Should there be a mechanism to populate a persistent volume in bulk or should that be outside of the specs?
How would a client know what persistent data a TES deployment has? Could we do this via DRS?
Is maybe this whole feature outside of the scope of TES and we should just find a TES-compliant workaround that can be realized in a given TES implementation?
Thank you @uniqueg . This issue described our request precisely, we have human genome files (~20GB) and some static internal binary data need to be one-time-pre-populated before data processing, and want to minimize file copy consumptions.
This doesn't necessarily need to change the TES API, if there are implementations can provide such capability. But if TES API can design a standard presentation, can help a lot for other implementations.

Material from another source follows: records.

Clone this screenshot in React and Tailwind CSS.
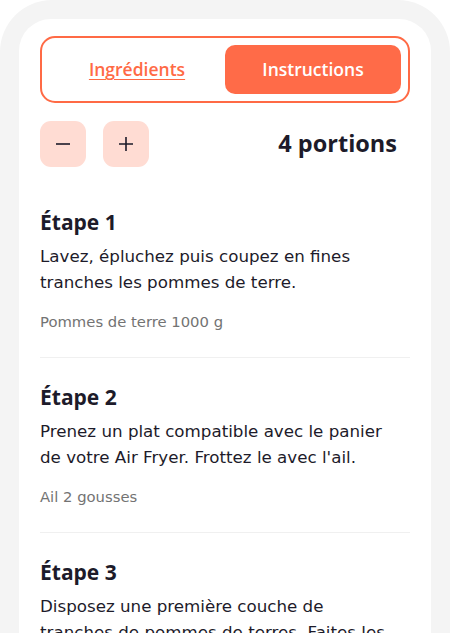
import { useState } from "react";

const steps = [
  {
    title: "Étape 1",
    text: "Lavez, épluchez puis coupez en fines tranches les pommes de terre.",
    ingredient: "Pommes de terre 1000 g",
  },
  {
    title: "Étape 2",
    text: "Prenez un plat compatible avec le panier de votre Air Fryer. Frottez le avec l'ail.",
    ingredient: "Ail 2 gousses",
  },
  {
    title: "Étape 3",
    text: "Disposez une première couche de tranches de pommes de terres. Faites les dorer légèrement.",
    ingredient: "",
  },
];

export default function App() {
  const [tab, setTab] = useState("instructions");
  const [portions, setPortions] = useState(4);

  return (
    <div className="h-[633px] overflow-hidden bg-white">
      <div className="bg-[#f4f4f4] rounded-t-[52px] px-[19px] pt-[19px] h-[700px]">
        <div
          className="bg-white rounded-t-[32px] px-[21px] pt-[17px] h-full"
          style={{ fontFamily: '"DejaVu Sans", sans-serif' }}
        >
          {/* Tabs */}
          <div
            className="flex h-[67px] border-2 border-[#ff6a45] rounded-[15px] p-[7px]"
            style={{ fontFamily: '"Open Sans", sans-serif' }}
          >
            <button
              onClick={() => setTab("ingredients")}
              className="flex-1 flex items-center justify-center text-[17.5px] font-semibold text-[#ff6a45] underline underline-offset-[3px]"
            >
              Ingrédients
            </button>
            <button
              onClick={() => setTab("instructions")}
              className="w-[176px] flex items-center justify-center rounded-[10px] bg-[#ff6b48] text-white text-[17.5px] font-semibold"
            >
              Instructions
            </button>
          </div>

          {/* Portions */}
          <div className="flex items-center mt-[18px]">
            <button
              onClick={() => setPortions(Math.max(1, portions - 1))}
              className="w-[46px] h-[46px] rounded-[11px] bg-[#ffdcd3] flex items-center justify-center text-[#1d1b2a]"
            >
              <svg width="16" height="16" viewBox="0 0 16 16">
                <path d="M1 8h14" stroke="currentColor" strokeWidth="1.6" />
              </svg>
            </button>
            <button
              onClick={() => setPortions(portions + 1)}
              className="w-[46px] h-[46px] rounded-[11px] bg-[#ffdcd3] flex items-center justify-center ml-[17px] text-[#1d1b2a]"
            >
              <svg width="16" height="16" viewBox="0 0 16 16">
                <path d="M1 8h14M8 1v14" stroke="currentColor" strokeWidth="1.6" />
              </svg>
            </button>
            <div
              className="ml-auto pr-[13px] text-[23.5px] font-bold text-[#1d1b2a]"
              style={{ fontFamily: '"Open Sans", sans-serif' }}
            >
              {portions} portions
            </div>
          </div>

          {/* Steps */}
          <div className="mt-[41px]">
            {steps.map((s, i) => (
              <div key={s.title} className={i > 0 ? "pt-[25px] border-t border-[#f0f0f0]" : ""}>
                <h3
                  className="text-[21px] font-bold text-[#1d1b2a] leading-[28px]"
                  style={{ fontFamily: '"Open Sans", sans-serif' }}
                >
                  {s.title}
                </h3>
                <p className="mt-[7px] pr-[14px] text-[16.7px] leading-[26px] text-[#1d1b2a]">
                  {s.text}
                </p>
                {s.ingredient && (
                  <p className="mt-[17px] mb-[25px] text-[14.8px] text-[#737373] leading-[20px]">
                    {s.ingredient}
                  </p>
                )}
              </div>
            ))}
          </div>
        </div>
      </div>
    </div>
  );
}
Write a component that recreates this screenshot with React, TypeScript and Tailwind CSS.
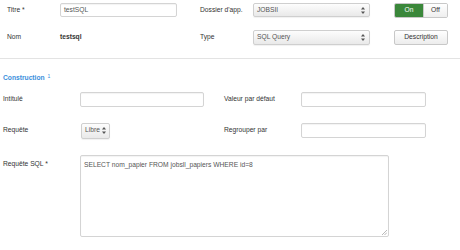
import React from "react";

const Arrows = () => (
  <svg width="4" height="7" viewBox="0 0 4 7" className="shrink-0">
    <path d="M2 0 L4 2.6 L0 2.6 Z" fill="#555" />
    <path d="M2 7 L4 4.4 L0 4.4 Z" fill="#555" />
  </svg>
);

const Select = ({ text, w, h = "h-[14px]", px = "px-[3px] pr-[4px]" }: { text: string; w: string; h?: string; px?: string }) => (
  <div
    className={`${w} ${h} ${px} flex items-center justify-between rounded-[2px] border border-[#cfcfcf] bg-gradient-to-b from-[#fdfdfd] to-[#e9e9e9] text-[#555] shadow-[0_1px_1px_rgba(0,0,0,0.06)]`}
  >
    <span>{text}</span>
    <Arrows />
  </div>
);

const Input = ({ w, text, h = "h-[15px]" }: { w: string; text?: string; h?: string }) => (
  <div className={`${w} ${h} flex items-center px-[3px] rounded-[2px] border border-[#d4d4d4] bg-white text-[#555] shadow-[inset_0_1px_1px_rgba(0,0,0,0.05)]`}>
    {text}
  </div>
);

export default function App() {
  return (
    <div
      className="w-[460px] h-[250px] bg-white text-[6.7px] text-[#333] overflow-hidden"
      style={{ fontFamily: '"Liberation Sans", Arial, sans-serif' }}
    >
      {/* Row 1 */}
      <div className="flex items-center h-[14px] mt-[3px]">
        <div className="w-[60px] pl-[7px]">Titre *</div>
        <Input w="w-[117px]" h="h-[14px]" text="testSQL" />
        <div className="w-[23px]" />
        <div className="w-[53px]">Dossier d'app.</div>
        <Select w="w-[117px]" text="JOBSII" />
        <div className="w-[24px]" />
        <div className="flex w-[54px] h-[15px] rounded-[2px] overflow-hidden border border-[#c8c8c8]">
          <div className="w-[28px] bg-[#3a873a] text-white flex items-center justify-center">On</div>
          <div className="flex-1 bg-gradient-to-b from-white to-[#eeeeee] text-[#333] flex items-center justify-center border-l border-[#c8c8c8]">Off</div>
        </div>
      </div>

      {/* Row 2 */}
      <div className="flex items-center h-[15px] mt-[13px]">
        <div className="w-[60px] pl-[7px]">Nom</div>
        <div className="w-[117px] font-bold text-[#333]">testsql</div>
        <div className="w-[23px]" />
        <div className="w-[53px]">Type</div>
        <Select w="w-[117px]" h="h-[15px]" text="SQL Query" />
        <div className="w-[24px]" />
        <div className="w-[54px] h-[15px] flex items-center justify-center rounded-[2px] border border-[#c8c8c8] bg-gradient-to-b from-white to-[#ececec] text-[#333]">
          Description
        </div>
      </div>

      <div className="h-px bg-[#e3e3e3] mt-[13px]" />

      {/* Construction */}
      <div className="mt-[15px] pl-[3px] h-[8px] flex items-center text-[#3a8fdc] font-bold">
        Construction <sup className="ml-[3px] text-[5px] font-normal">1</sup>
      </div>

      {/* Intitulé row */}
      <div className="flex items-center h-[15px] mt-[10px]">
        <div className="w-[80px] pl-[3px]">Intitulé</div>
        <Input w="w-[124px]" />
        <div className="w-[20px]" />
        <div className="w-[77px]">Valeur par défaut</div>
        <Input w="w-[125px]" />
      </div>

      {/* Requête row */}
      <div className="flex items-center h-[17px] mt-[15px]">
        <div className="w-[81px] pl-[3px]">Requête</div>
        <Select w="w-[29px]" h="h-[16px]" px="pl-[3px] pr-[3px]" text="Libre" />
        <div className="w-[114px]" />
        <div className="w-[77px]">Regrouper par</div>
        <Input w="w-[125px]" />
      </div>

      {/* Requête SQL */}
      <div className="flex items-start mt-[16px]">
        <div className="w-[80px] pl-[3px] pt-[4px]">Requête SQL *</div>
        <div className="relative w-[309px] h-[82px] rounded-[2px] border border-[#d4d4d4] bg-white text-[#555] px-[3px] pt-[4px] shadow-[inset_0_1px_1px_rgba(0,0,0,0.05)]">
          SELECT nom_papier FROM jobsll_papiers WHERE id=8
          <svg width="5" height="5" viewBox="0 0 5 5" className="absolute right-[1px] bottom-[1px]">
            <path d="M5 0 L0 5 M5 2.5 L2.5 5" stroke="#999" strokeWidth="0.7" />
          </svg>
        </div>
      </div>
    </div>
  );
}
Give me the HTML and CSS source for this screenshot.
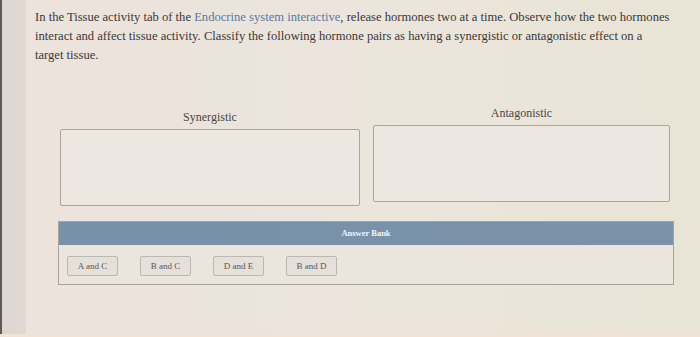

For the syntax, my personal thought is, maybe the docker volume expression is good enough?
There might be a lot more ideas come out, like the docker volume bind propagation concepts, I can understand that TES must limit the scope at a maintainable level.
Being able to have a TES implementation have access to a persistent data volume is something that the Greek ELIXIR node requested (see here for more details). A potential use case is for a TES implementation that is deployed in an environment where it repeatedly runs specific sets of tasks and using the same reference data over and over again.
The current specification of
tesTask.volumes
do not meet this requirement as it states that they "are initialized as empty directories".A similar request was/is also discussed in Cromwell: broadinstitute/cromwell#2190
I don't really have in mind what this could look like, but I thought I would open this issue so that we could discuss.